The morning opened with some end-users (data center operators) such as Enterprise Rent-a-Car and AllState Insurance talking about comprehensive steps they took (and are still taking) to radically shift the efficiency of their operations. (I might interject that one of the strategies Allstate takes is to power-down idle equipment...)

But what was really interesting in the morning were a number of panels covering how the organization is reaching-out to other orgs and to government; panels featured Andrew Fanara of the EPA's EnergyStar program, Paul Sheihing of the DOE's Save Energy Now program, and Anson Wu who's helping develop the EU's CoC (Code of Conduct, roughly analogous to EnergyStar). A number of other organizations, such as Lawrence Berkeley National Labs were also present. It's good to see this degree of cooperation, but what was still left unsaid was specifically how these groups were specifically cooperating. Perhaps one answer lay in the fact that the Green Grid was still spinning-up liaison work groups -- but it's certainly on their radar.
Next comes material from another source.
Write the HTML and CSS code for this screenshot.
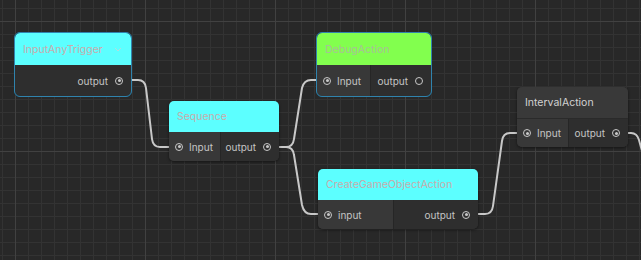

Also really neat was the fact that EnergyStar will be creating a rating system for Data Centers, the same way that they have a rating for buildings, and that DOE will be creating an efficiency diagnostic/assessment tool ("DC-Pro") for Data Centers the same way they have tools for, say, chemical plants.

Also of special note were a number of talks having to do with metrics. Every org has them, and even more are being developed. There's alphabet soup like PUE, DCiE, DCP, SI-POM and DH-UE. In fact, nearly every organization above is proposing metrics to help characterize data center power consumption and efficiency. Finally, the question was asked regarding how to sort through who's creating what metric. I think that's one of the pivotal points -- what will be the generally-accepted set of metrics to use when assessing the efficiency of a data center? Hmmm. Maybe we'll find out on Day #2...

Monday, February 4, 2008

Huge Power Inefficiencies in Dev/Test Labs

Last week I was able to meet with the Director of Global Lab Services for a major networking company. We had a wide-ranging conversation, but here is an insightful summary that continues to reinforce my power management thesis:
  • Company divisions are moving to individual P&L's (with chargebacks) and are under pressure to ID and eliminate wasteful costs
  • He's overseeing the use of thousands of pieces of hardware (servers, switches, routers), being used by roughly 500 engineers (many overseas in India). Many of these pieces consume over 1kW each.
  • Lab hardware is constantly being reserved for test-beds, checked-out, and then returned to unreserved status. But it's clear that even when a piece of hardware is part of a test-bed, it may be un-used for as much as 50% of the time.
  • In labs alone, the company is paying nearly $100k per month in electricity bills
  • He knows that there are massive power inefficiencies, and is looking for a solution.
Now, this company is not even on the Fortune 500 list (although on the F1000 list).... which says to me that there are probably hundreds of other enterprises facing the same problem. So as the industry focuses on "green data centers," virtualization and cooling technologies, *why* don't we simply look at the use rates (some would day the duty cycles) of the equipment itself? Simply using Active Power Management ought to be a quick/easy solution right off the bottom line.

And what better place to begin than in Dev/Test?